start
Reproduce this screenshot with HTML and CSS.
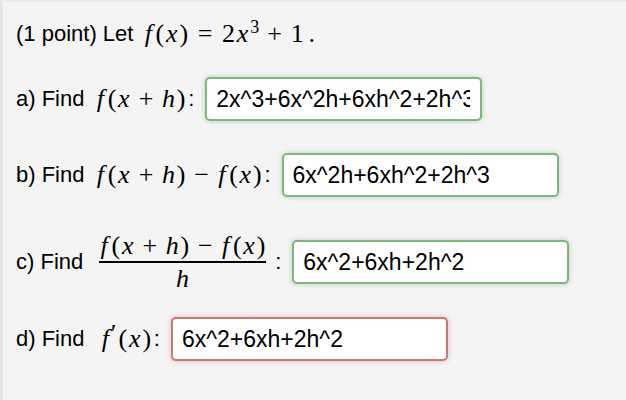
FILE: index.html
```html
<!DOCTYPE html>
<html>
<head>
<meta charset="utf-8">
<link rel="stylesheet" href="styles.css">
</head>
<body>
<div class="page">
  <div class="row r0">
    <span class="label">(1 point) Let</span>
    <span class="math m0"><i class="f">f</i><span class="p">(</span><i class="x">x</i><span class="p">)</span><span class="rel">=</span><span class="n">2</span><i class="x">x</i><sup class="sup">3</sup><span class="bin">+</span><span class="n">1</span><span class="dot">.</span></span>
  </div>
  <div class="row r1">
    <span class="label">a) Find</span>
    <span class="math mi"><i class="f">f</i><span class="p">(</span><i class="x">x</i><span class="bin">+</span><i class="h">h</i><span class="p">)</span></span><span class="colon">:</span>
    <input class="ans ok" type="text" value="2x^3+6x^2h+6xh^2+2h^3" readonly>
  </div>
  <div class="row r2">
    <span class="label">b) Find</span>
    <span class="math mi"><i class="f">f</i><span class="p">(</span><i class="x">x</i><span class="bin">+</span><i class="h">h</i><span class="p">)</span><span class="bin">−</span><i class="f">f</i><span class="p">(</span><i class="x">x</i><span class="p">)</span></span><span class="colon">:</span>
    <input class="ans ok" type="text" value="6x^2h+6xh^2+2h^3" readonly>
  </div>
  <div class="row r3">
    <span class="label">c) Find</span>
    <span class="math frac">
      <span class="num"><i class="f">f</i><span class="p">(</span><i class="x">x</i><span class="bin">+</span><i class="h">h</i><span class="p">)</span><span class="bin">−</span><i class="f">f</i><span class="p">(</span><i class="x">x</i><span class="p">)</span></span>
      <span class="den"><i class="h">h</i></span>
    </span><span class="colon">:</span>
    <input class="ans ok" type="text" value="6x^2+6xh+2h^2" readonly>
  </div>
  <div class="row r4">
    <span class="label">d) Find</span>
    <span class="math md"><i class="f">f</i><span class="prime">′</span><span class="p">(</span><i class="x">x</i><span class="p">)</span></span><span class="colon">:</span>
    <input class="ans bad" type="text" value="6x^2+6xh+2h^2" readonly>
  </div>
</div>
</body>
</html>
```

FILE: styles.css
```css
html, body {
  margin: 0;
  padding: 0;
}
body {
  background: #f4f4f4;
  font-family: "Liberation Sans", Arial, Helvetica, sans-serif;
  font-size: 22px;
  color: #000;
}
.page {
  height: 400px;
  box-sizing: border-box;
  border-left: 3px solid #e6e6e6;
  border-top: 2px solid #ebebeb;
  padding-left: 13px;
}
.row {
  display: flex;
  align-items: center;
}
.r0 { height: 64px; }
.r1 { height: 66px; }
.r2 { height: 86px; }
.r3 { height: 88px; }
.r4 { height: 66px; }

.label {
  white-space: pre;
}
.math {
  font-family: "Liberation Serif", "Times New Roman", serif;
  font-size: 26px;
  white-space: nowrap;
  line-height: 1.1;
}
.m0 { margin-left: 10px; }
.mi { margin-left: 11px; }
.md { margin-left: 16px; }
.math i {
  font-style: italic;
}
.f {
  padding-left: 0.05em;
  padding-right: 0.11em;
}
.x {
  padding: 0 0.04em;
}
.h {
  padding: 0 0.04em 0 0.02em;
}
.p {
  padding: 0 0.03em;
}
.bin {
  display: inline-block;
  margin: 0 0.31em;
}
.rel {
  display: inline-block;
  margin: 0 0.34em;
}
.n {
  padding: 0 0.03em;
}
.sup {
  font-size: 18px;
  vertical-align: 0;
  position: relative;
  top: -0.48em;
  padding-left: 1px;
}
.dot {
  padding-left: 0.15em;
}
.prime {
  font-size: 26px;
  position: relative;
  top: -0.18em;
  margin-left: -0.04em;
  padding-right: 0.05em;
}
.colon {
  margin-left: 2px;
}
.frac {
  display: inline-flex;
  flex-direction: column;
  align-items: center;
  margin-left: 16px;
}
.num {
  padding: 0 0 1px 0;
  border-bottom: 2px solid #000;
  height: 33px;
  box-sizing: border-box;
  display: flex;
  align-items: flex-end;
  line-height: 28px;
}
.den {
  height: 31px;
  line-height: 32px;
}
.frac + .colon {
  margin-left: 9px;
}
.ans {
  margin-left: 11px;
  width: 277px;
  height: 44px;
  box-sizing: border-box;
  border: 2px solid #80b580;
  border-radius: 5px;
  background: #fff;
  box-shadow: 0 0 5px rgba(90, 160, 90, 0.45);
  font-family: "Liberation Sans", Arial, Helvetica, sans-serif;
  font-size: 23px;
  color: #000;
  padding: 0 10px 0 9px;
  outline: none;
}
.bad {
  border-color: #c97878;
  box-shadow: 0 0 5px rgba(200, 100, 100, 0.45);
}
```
end
Work to complete
Skip the pictures, then retype every line above exactly.

Reply to the exercise
Reproduce this screenshot with HTML and CSS.
FILE: index.html
```html
<!DOCTYPE html>
<html>
<head>
<meta charset="utf-8">
<link rel="stylesheet" href="styles.css">
</head>
<body>
<div class="page">
  <div class="row r0">
    <span class="label">(1 point) Let</span>
    <span class="math m0"><i class="f">f</i><span class="p">(</span><i class="x">x</i><span class="p">)</span><span class="rel">=</span><span class="n">2</span><i class="x">x</i><sup class="sup">3</sup><span class="bin">+</span><span class="n">1</span><span class="dot">.</span></span>
  </div>
  <div class="row r1">
    <span class="label">a) Find</span>
    <span class="math mi"><i class="f">f</i><span class="p">(</span><i class="x">x</i><span class="bin">+</span><i class="h">h</i><span class="p">)</span></span><span class="colon">:</span>
    <input class="ans ok" type="text" value="2x^3+6x^2h+6xh^2+2h^3" readonly>
  </div>
  <div class="row r2">
    <span class="label">b) Find</span>
    <span class="math mi"><i class="f">f</i><span class="p">(</span><i class="x">x</i><span class="bin">+</span><i class="h">h</i><span class="p">)</span><span class="bin">−</span><i class="f">f</i><span class="p">(</span><i class="x">x</i><span class="p">)</span></span><span class="colon">:</span>
    <input class="ans ok" type="text" value="6x^2h+6xh^2+2h^3" readonly>
  </div>
  <div class="row r3">
    <span class="label">c) Find</span>
    <span class="math frac">
      <span class="num"><i class="f">f</i><span class="p">(</span><i class="x">x</i><span class="bin">+</span><i class="h">h</i><span class="p">)</span><span class="bin">−</span><i class="f">f</i><span class="p">(</span><i class="x">x</i><span class="p">)</span></span>
      <span class="den"><i class="h">h</i></span>
    </span><span class="colon">:</span>
    <input class="ans ok" type="text" value="6x^2+6xh+2h^2" readonly>
  </div>
  <div class="row r4">
    <span class="label">d) Find</span>
    <span class="math md"><i class="f">f</i><span class="prime">′</span><span class="p">(</span><i class="x">x</i><span class="p">)</span></span><span class="colon">:</span>
    <input class="ans bad" type="text" value="6x^2+6xh+2h^2" readonly>
  </div>
</div>
</body>
</html>
```

FILE: styles.css
```css
html, body {
  margin: 0;
  padding: 0;
}
body {
  background: #f4f4f4;
  font-family: "Liberation Sans", Arial, Helvetica, sans-serif;
  font-size: 22px;
  color: #000;
}
.page {
  height: 400px;
  box-sizing: border-box;
  border-left: 3px solid #e6e6e6;
  border-top: 2px solid #ebebeb;
  padding-left: 13px;
}
.row {
  display: flex;
  align-items: center;
}
.r0 { height: 64px; }
.r1 { height: 66px; }
.r2 { height: 86px; }
.r3 { height: 88px; }
.r4 { height: 66px; }

.label {
  white-space: pre;
}
.math {
  font-family: "Liberation Serif", "Times New Roman", serif;
  font-size: 26px;
  white-space: nowrap;
  line-height: 1.1;
}
.m0 { margin-left: 10px; }
.mi { margin-left: 11px; }
.md { margin-left: 16px; }
.math i {
  font-style: italic;
}
.f {
  padding-left: 0.05em;
  padding-right: 0.11em;
}
.x {
  padding: 0 0.04em;
}
.h {
  padding: 0 0.04em 0 0.02em;
}
.p {
  padding: 0 0.03em;
}
.bin {
  display: inline-block;
  margin: 0 0.31em;
}
.rel {
  display: inline-block;
  margin: 0 0.34em;
}
.n {
  padding: 0 0.03em;
}
.sup {
  font-size: 18px;
  vertical-align: 0;
  position: relative;
  top: -0.48em;
  padding-left: 1px;
}
.dot {
  padding-left: 0.15em;
}
.prime {
  font-size: 26px;
  position: relative;
  top: -0.18em;
  margin-left: -0.04em;
  padding-right: 0.05em;
}
.colon {
  margin-left: 2px;
}
.frac {
  display: inline-flex;
  flex-direction: column;
  align-items: center;
  margin-left: 16px;
}
.num {
  padding: 0 0 1px 0;
  border-bottom: 2px solid #000;
  height: 33px;
  box-sizing: border-box;
  display: flex;
  align-items: flex-end;
  line-height: 28px;
}
.den {
  height: 31px;
  line-height: 32px;
}
.frac + .colon {
  margin-left: 9px;
}
.ans {
  margin-left: 11px;
  width: 277px;
  height: 44px;
  box-sizing: border-box;
  border: 2px solid #80b580;
  border-radius: 5px;
  background: #fff;
  box-shadow: 0 0 5px rgba(90, 160, 90, 0.45);
  font-family: "Liberation Sans", Arial, Helvetica, sans-serif;
  font-size: 23px;
  color: #000;
  padding: 0 10px 0 9px;
  outline: none;
}
.bad {
  border-color: #c97878;
  box-shadow: 0 0 5px rgba(200, 100, 100, 0.45);
}
```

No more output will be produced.